Dataset entries:
%%
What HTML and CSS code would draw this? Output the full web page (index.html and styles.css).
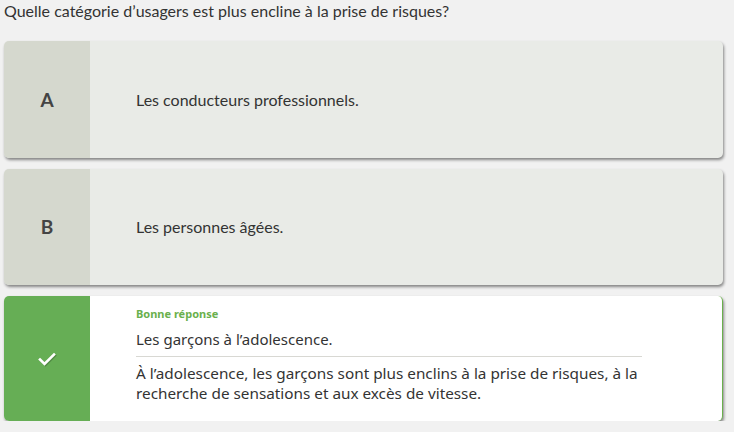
FILE: index.html
```html
<!DOCTYPE html>
<html lang="fr">
<head>
<meta charset="utf-8">
<link rel="stylesheet" href="styles.css">
</head>
<body>
<div class="page">
  <p class="question">Quelle catégorie d’usagers est plus encline à la prise de risques?</p>
  <div class="options">
    <div class="card">
      <div class="letter">A</div>
      <div class="content"><span class="answer">Les conducteurs professionnels.</span></div>
    </div>
    <div class="card">
      <div class="letter">B</div>
      <div class="content"><span class="answer">Les personnes âgées.</span></div>
    </div>
    <div class="card card-correct">
      <div class="letter letter-correct">
        <svg width="18" height="14" viewBox="0 0 18 14" class="check"><path d="M2 7.5 L6.5 12 L16 2.5" fill="none" stroke="#fff" stroke-width="2.6" stroke-linecap="square"/></svg>
      </div>
      <div class="content content-correct">
        <div class="label">Bonne réponse</div>
        <div class="answer-correct">Les garçons à l’adolescence.</div>
        <div class="explain">À l’adolescence, les garçons sont plus enclins à la prise de risques, à la recherche de sensations et aux excès de vitesse.</div>
      </div>
    </div>
  </div>
</div>
</body>
</html>
```

FILE: styles.css
```css
* { box-sizing: border-box; }
html, body { margin: 0; padding: 0; }
body {
  background: #f1f1f1;
  font-family: Lato, "Liberation Sans", sans-serif;
  color: #333;
}
.page {
  padding: 0 11px 0 4px;
}
.question {
  margin: 0;
  padding-top: 1px;
  font-size: 16px;
  line-height: 20px;
  color: #333;
}
.options {
  margin-top: 20px;
  display: flex;
  flex-direction: column;
  gap: 11px;
}
.card {
  display: flex;
  background: #e9ebe7;
  border-radius: 5px;
  overflow: hidden;
  box-shadow: 1px 2px 3px rgba(0,0,0,0.45);
  min-height: 116.5px;
}
.letter {
  width: 86px;
  flex: none;
  background: #d5d8ce;
  display: flex;
  align-items: center;
  justify-content: center;
  font-size: 19px;
  font-weight: 700;
  color: #444;
}
.content {
  flex: 1;
  display: flex;
  align-items: center;
  padding-left: 46px;
}
.answer {
  font-size: 16px;
  color: #333;
}
.card-correct {
  background: #fff;
  border-right: 1px solid #6ab04c;
  min-height: 125px;
}
.letter-correct {
  background: #66ae55;
}
.check {
  filter: drop-shadow(1px 1px 0 rgba(0,0,0,0.2));
}
.content-correct {
  display: block;
  padding: 11px 80px 14px 46px;
  font-family: "Noto Sans", "Open Sans", sans-serif;
}
.label {
  font-size: 11px;
  font-weight: 700;
  color: #6ab04c;
  line-height: 14px;
}
.answer-correct {
  font-size: 15px;
  line-height: 20px;
  margin-top: 8px;
  padding-bottom: 7px;
  border-bottom: 1px solid #d8d8d3;
  color: #333;
}
.explain {
  font-size: 15.3px;
  line-height: 20px;
  margin-top: 6px;
  color: #333;
}
```
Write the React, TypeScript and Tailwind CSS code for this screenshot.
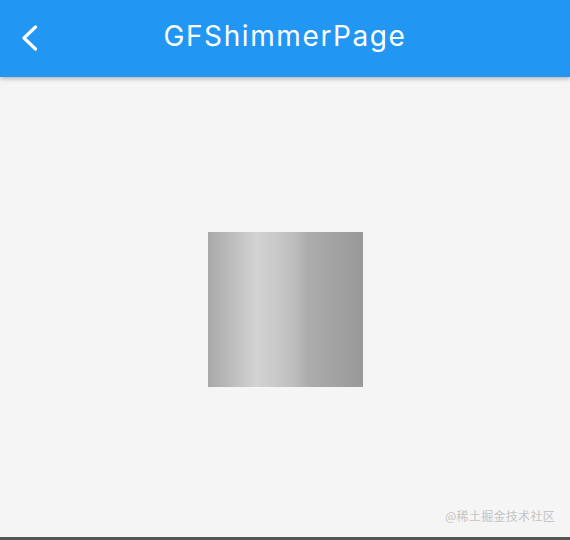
export default function App() {
  return (
    <div className="w-[570px] h-[540px] flex flex-col bg-[#f5f5f5] font-['Roboto',sans-serif] overflow-hidden">
      {/* app bar */}
      <header className="h-[77px] shrink-0 bg-[#2196f3] flex items-center relative shadow-[0_2px_4px_rgba(0,0,0,0.25)] z-10">
        <div className="w-[58px] flex justify-center pb-[1px]">
          <svg width="20" height="26" viewBox="0 0 20 26" fill="none" className="ml-[2px]">
            <polyline points="15.5,2 4,13 15.5,24" stroke="white" strokeWidth="3.2" strokeLinecap="round" strokeLinejoin="round" />
          </svg>
        </div>
        <h1 className="flex-1 text-center text-white text-[28px] tracking-[1.6px] font-['Inter',sans-serif] pr-[58px] pb-[5px]">GFShimmerPage</h1>
      </header>

      <main className="flex-1 flex flex-col items-center">
        <div className="mt-[155px] w-[155px] h-[155px] bg-[linear-gradient(90deg,#a8a8a8_0%,#b8b8b8_12%,#d3d3d3_31%,#c8c8c8_45%,#bcbcbc_56%,#adadad_64%,#a2a2a2_82%,#999999_100%)]" />
        <div className="flex-1" />
        <div className="self-end pr-[15px] pb-[12px] text-[12px] tracking-[0.3px] text-[#c4c4c4] font-['Noto_Sans_CJK_SC',sans-serif]">
          @稀土掘金技术社区
        </div>
        <div className="w-full h-[3px] bg-[#555]" />
      </main>
    </div>
  );
}
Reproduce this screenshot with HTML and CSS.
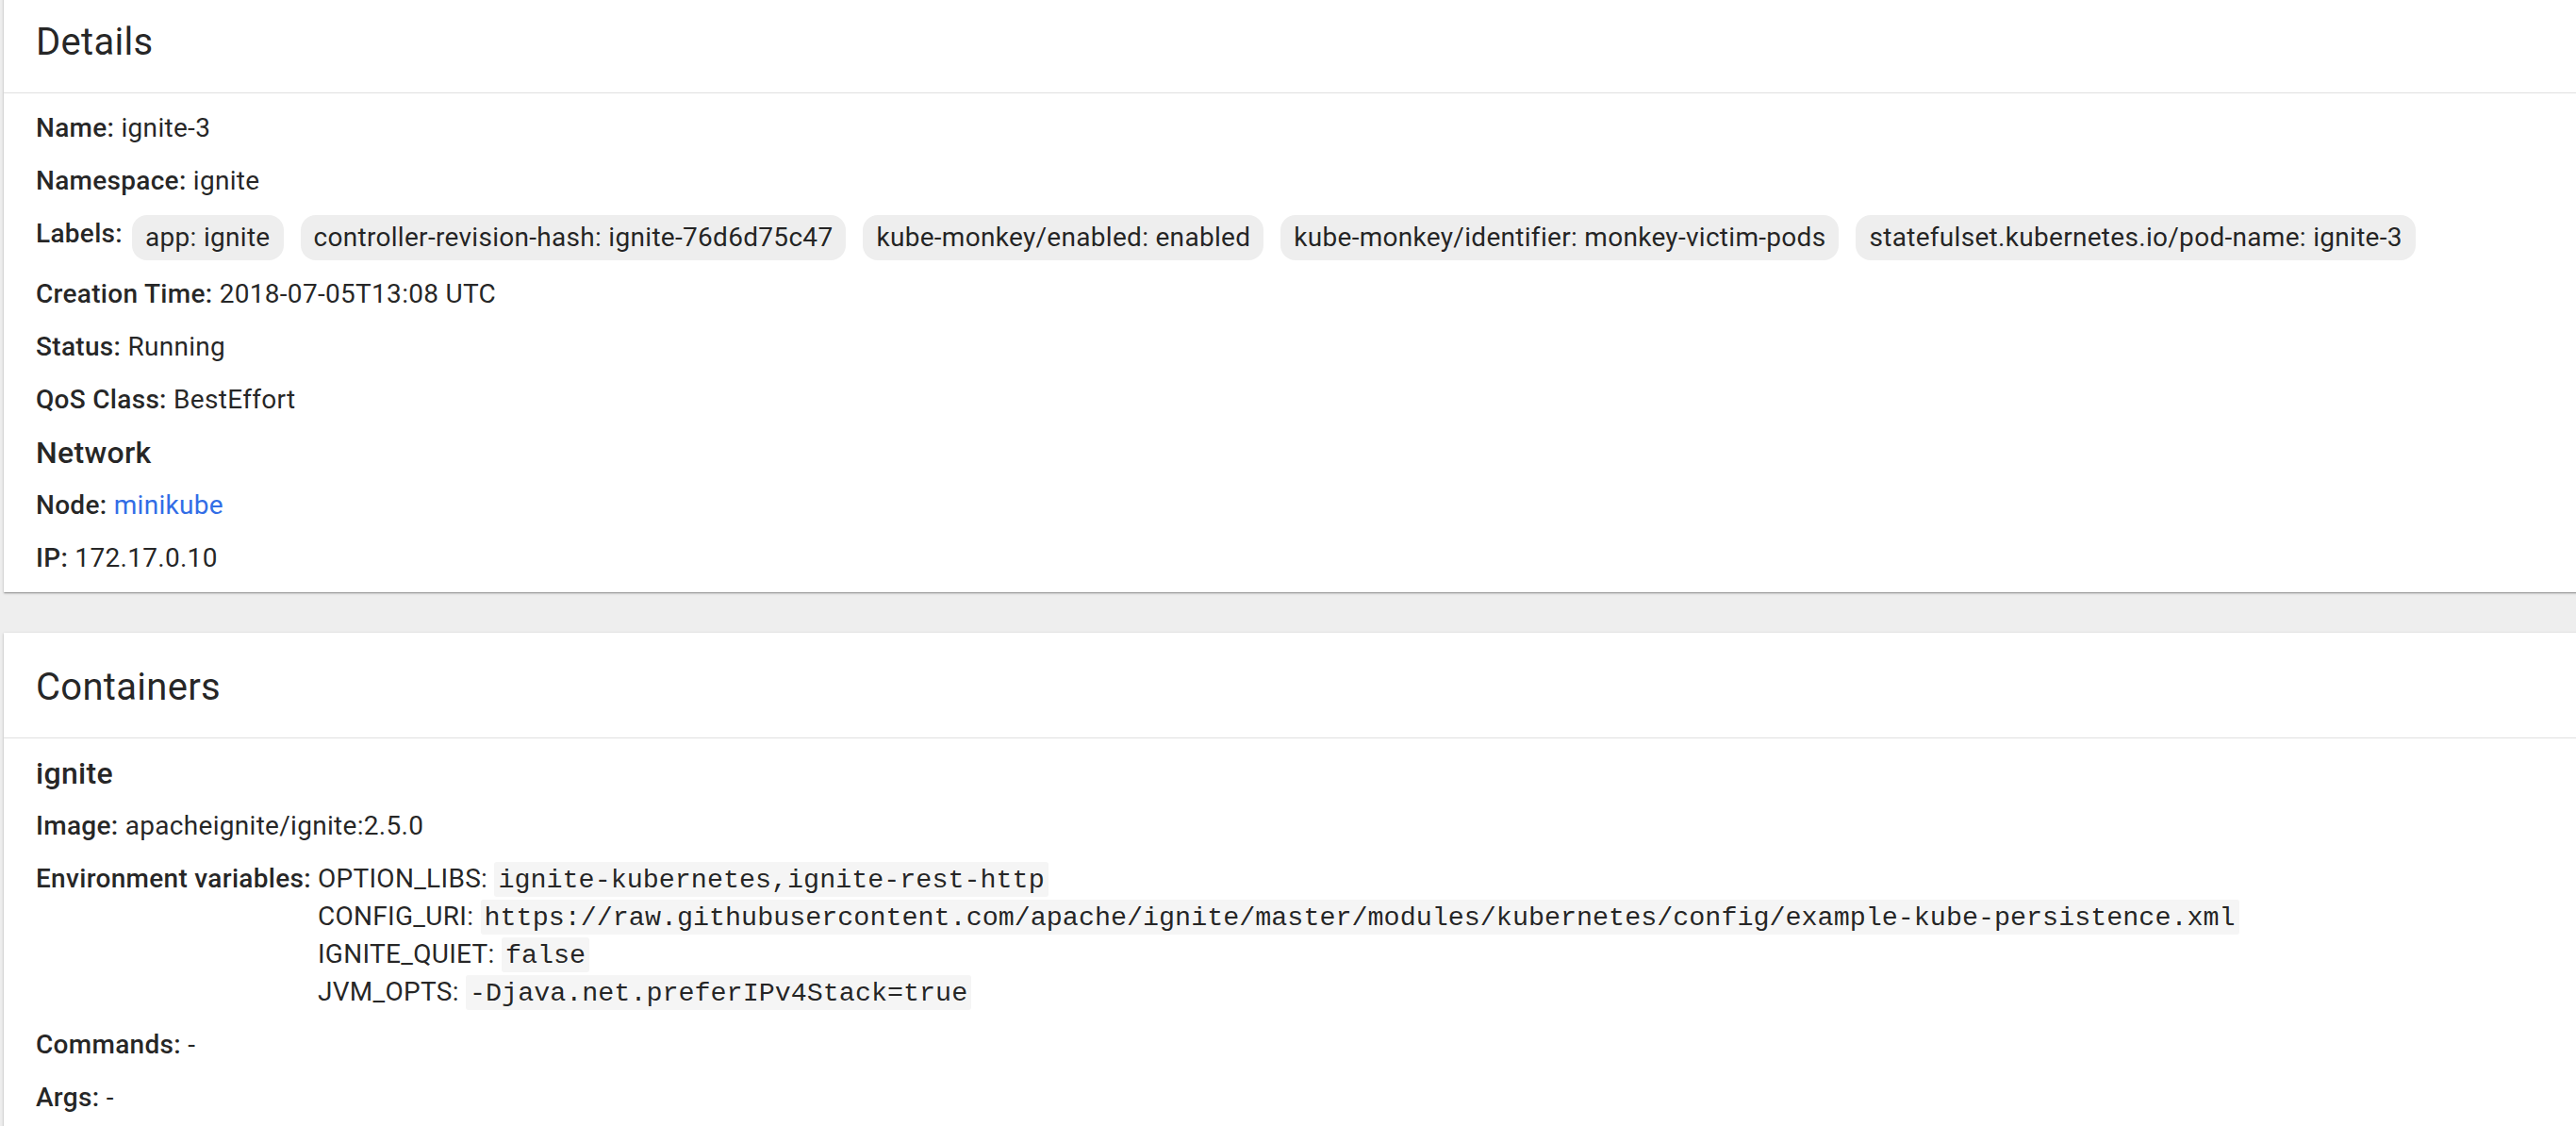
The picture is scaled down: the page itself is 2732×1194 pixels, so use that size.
%%
> **What to work on**
Every line from the one containing "Reproduce this screenshot with HTML and CSS." through the end of the data above should be copied exactly; nothing else is copied, and pictures are omitted.

> **Exercise answer**
Reproduce this screenshot with HTML and CSS.
The picture is scaled down: the page itself is 2732×1194 pixels, so use that size.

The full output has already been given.